Le même jour, l'Assemblée fédérale élut Roger Bonvin président de la Confédération, par 181 voix sur 235 votants. Willy Spühler fut désigné comme vice-président, mais par 124 voix seulement, 102 députés lui ayant refusé leur suffrage; cette élection a été interprétée comme un vote de méfiance à l'égard des positions politiques personnelles du chef du DPF. On y a vu d'ailleurs une manière de rappeler à celui-ci qu'il est le doyen d'âge du collège exécutif.
[1] Voir ROLAND RUFFIEUX, « La contribution de la science politique à la réforme de ('Etat », in La Suisse, Annuaire de la NS H, 1967, p. 82 ss.
[2] Cf.

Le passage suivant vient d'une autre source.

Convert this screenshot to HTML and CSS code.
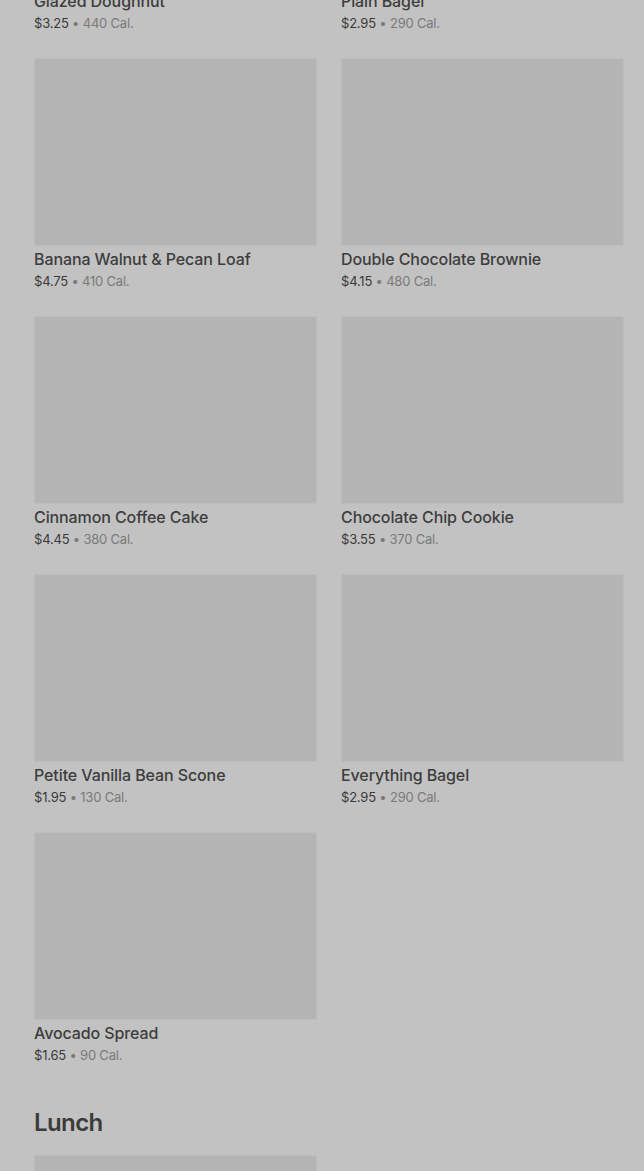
FILE: index.html
```html
<!DOCTYPE html>
<html lang="en">
<head>
<meta charset="UTF-8">
<title>Menu</title>
<link rel="stylesheet" href="styles.css">
</head>
<body>

<div class="menu">
    <div class="item-grid">
        <div class="item">
            <div class="item-photo"></div>
            <div class="item-name">Glazed Doughnut</div>
            <div class="item-meta"><span class="price">$3.25</span> • 440 Cal.</div>
        </div>
        <div class="item">
            <div class="item-photo"></div>
            <div class="item-name">Plain Bagel</div>
            <div class="item-meta"><span class="price">$2.95</span> • 290 Cal.</div>
        </div>
        <div class="item">
            <div class="item-photo"></div>
            <div class="item-name">Banana Walnut &amp; Pecan Loaf</div>
            <div class="item-meta"><span class="price">$4.75</span> • 410 Cal.</div>
        </div>
        <div class="item">
            <div class="item-photo"></div>
            <div class="item-name">Double Chocolate Brownie</div>
            <div class="item-meta"><span class="price">$4.15</span> • 480 Cal.</div>
        </div>
        <div class="item">
            <div class="item-photo"></div>
            <div class="item-name">Cinnamon Coffee Cake</div>
            <div class="item-meta"><span class="price">$4.45</span> • 380 Cal.</div>
        </div>
        <div class="item">
            <div class="item-photo"></div>
            <div class="item-name">Chocolate Chip Cookie</div>
            <div class="item-meta"><span class="price">$3.55</span> • 370 Cal.</div>
        </div>
        <div class="item">
            <div class="item-photo"></div>
            <div class="item-name">Petite Vanilla Bean Scone</div>
            <div class="item-meta"><span class="price">$1.95</span> • 130 Cal.</div>
        </div>
        <div class="item">
            <div class="item-photo"></div>
            <div class="item-name">Everything Bagel</div>
            <div class="item-meta"><span class="price">$2.95</span> • 290 Cal.</div>
        </div>
        <div class="item">
            <div class="item-photo"></div>
            <div class="item-name">Avocado Spread</div>
            <div class="item-meta"><span class="price">$1.65</span> • 90 Cal.</div>
        </div>
    </div>

    <h2 class="section-title">Lunch</h2>
    <div class="item-grid">
        <div class="item">
            <div class="item-photo"></div>
        </div>
    </div>
</div>

</body>
</html>
```

FILE: styles.css
```css
html, body {
    margin: 0;
    background-color: #c2c2c2;
}
body {
    font-family: Inter, "Noto Sans", sans-serif;
    color: #3b3b3b;
    overflow: hidden;
}
.menu {
    margin-top: -200px;
    padding: 0 20px 0 34px;
}
.item-grid {
    display: grid;
    grid-template-columns: 1fr 1fr;
    column-gap: 24px;
    row-gap: 24px;
}
.item-photo {
    height: 188px;
    background-color: #b4b4b4;
    border: 1px solid #bcbcbc;
    box-sizing: border-box;
}
.item-name {
    margin-top: 2px;
    font-size: 16px;
    font-weight: 500;
    line-height: 22px;
    letter-spacing: -0.1px;
    color: #3d3d3d;
}
.item-meta {
    font-size: 13px;
    line-height: 22px;
    letter-spacing: -0.2px;
    color: #7a7a7a;
}
.price {
    color: #3a3a3a;
}
.section-title {
    margin: 41px 0 16px;
    font-size: 24px;
    font-weight: 600;
    line-height: 32px;
    letter-spacing: -0.6px;
    color: #3b3b3b;
}
```
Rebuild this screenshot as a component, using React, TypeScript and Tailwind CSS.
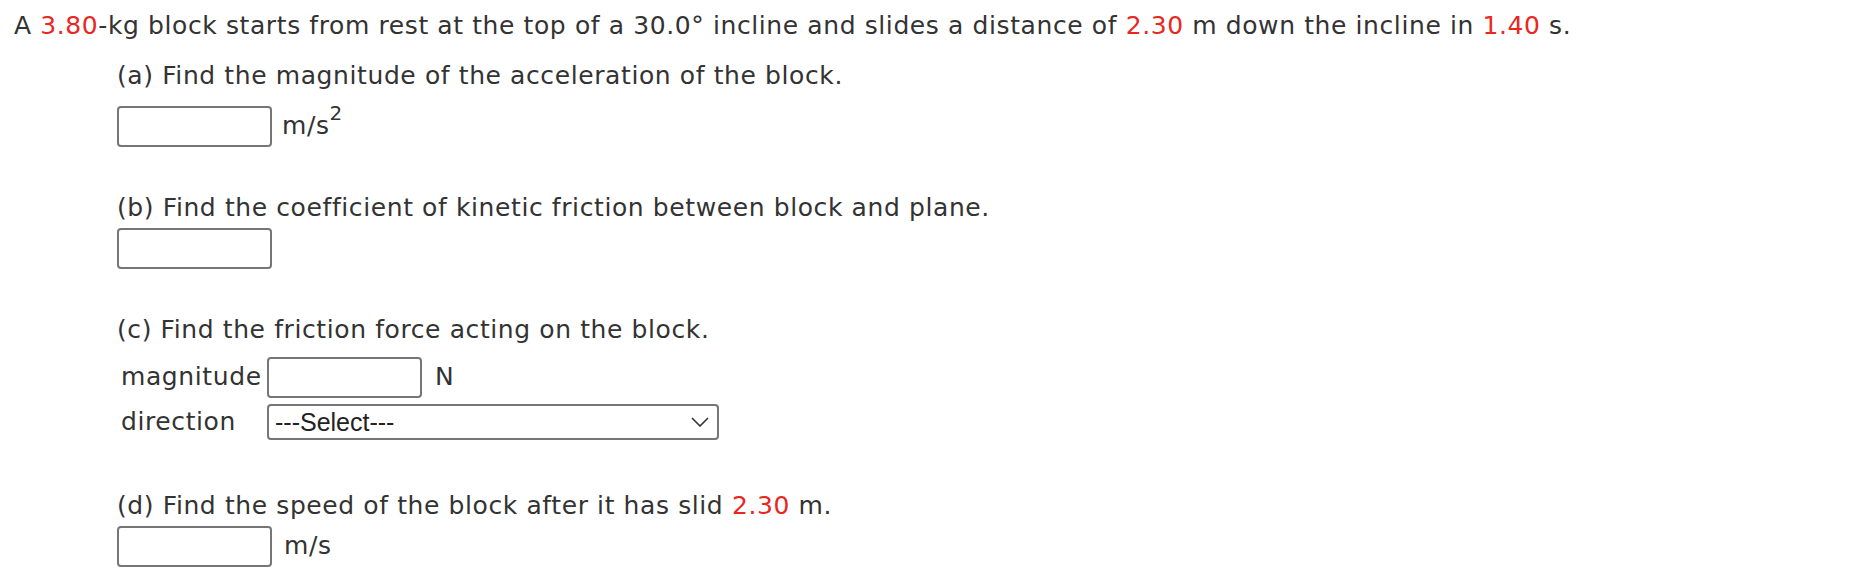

NZZ, 2269, 23.5.66. Voir l'opinion contraire du socialiste P. Graber, in PS, 260, 10.11.66: 261, 11.11.66. Cf. NZZ, 5569, 23.12.66.
[3] Cf. NZZ, 5147, 28.11.66; NZ, 553, 29.11.66: BN, 507, 29.11.66; Lib., 277, 29.11.66; GdL, 279, 29.11.66; PS, 276, 29.11.66: Vat., 277, 29.11.66.
[4] Au premier tour, 28 voix à M. Celio, 24 à M. Chevallaz, 7 à M. Glasson. Cf. GdL, 291, 13.12.66; JdG, 291, 13.12.66.
[5] M. Glasson obtenait 16 voix, d'autres noms en tout 7; il y avait 236 votants. Cf. NZZ, 5439, 14.12.66; 5445, 15.12.66; Vat., 290, 15.12.66; JdG, 293, 15.12.66; GdL, 293, 15.12.66; BN, 533, 15.12.66.